The world is not just made up of light and dark, good and evil, friend and enemy. The world is more complex than such simple distinctions.
This moral dilemma is exactly what “Bridge of Spies – The Negotiator”, the latest film by director Steven Spielberg, which is based on true events, is about. At first, New York lawyer James B. Donovan (Tom Hanks) is anything but enthusiastic when he is assigned to Soviet agent Rudolf Abel (Mark Rylance) as a public defender in the middle of the Cold War. However, Donovan quickly learns to respect his client and his loyalty to the USSR. Because even if Abel is an enemy of the state for the USA, he still deserves a fair trial.
Donovan is convinced that the principles of the democratic constitutional state apply to all people, whether good or evil, friend or enemy. For him, the moral value of a society can also be seen in how it deals with its enemies.

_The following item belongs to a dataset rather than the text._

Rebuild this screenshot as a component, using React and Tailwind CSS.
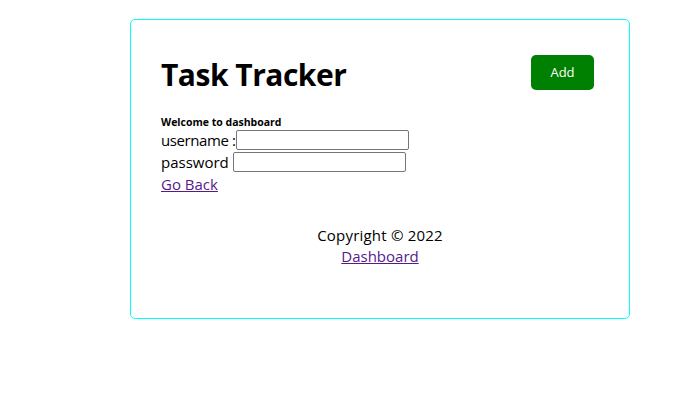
export default function App() {
  return (
    <div className="min-h-[400px] bg-white pt-[19px] pl-[130px] font-['Open_Sans',sans-serif] text-black">
      <div className="w-[500px] h-[300px] border border-[#00ffff] rounded-[5px] p-[30px] box-border">
        {/* Header */}
        <header className="flex items-center justify-between mb-[20px]">
          <h1 className="text-[30px] font-bold leading-none tracking-[-0.5px] pt-[4px]">Task Tracker</h1>
          <button className="m-[5px] w-[63px] h-[35px] bg-[#008000] text-white text-[13px] rounded-[5px]">
            Add
          </button>
        </header>

        <h5 className="text-[10.5px] font-bold leading-[13px] pt-[1px]">Welcome to dashboard</h5>
        <div className="text-[15px] leading-[22px]">
          <div className="flex items-center">
            <span className="tracking-[-0.4px]">username :</span>
            <input type="text" className="w-[173px] h-[20px] border border-[#767676] rounded-[2px]" />
          </div>
          <div className="flex items-center">
            <span className="mr-[4px]">password</span>
            <input type="password" className="w-[173px] h-[20px] border border-[#767676] rounded-[2px]" />
          </div>
          <a href="#" className="text-[#551a8b] underline">Go Back</a>
        </div>

        <footer className="mt-[30px] text-center text-[15px] leading-[21px]">
          <p className="tracking-[0.2px]">Copyright &copy; 2022</p>
          <a href="#" className="text-[#551a8b] underline">Dashboard</a>
        </footer>
      </div>
    </div>
  )
}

For Donovan, the fate of the individual is also important in the face of international conflicts. And so, shortly after Abel's trial, he became the CIA's negotiator in the first exchange of agents between the USA and the USSR. Abel is to be exchanged for the American spy pilot Francis Gary Powers (Austin Stowell). In East Berlin, Donovan leads the historical negotiations in which the boundaries between good and evil, friend and enemy are repeatedly blurred. He doesn't give up until Abel and Powers face each other on the Glienicke Bridge near Berlin in the early hours of February 10, 1962.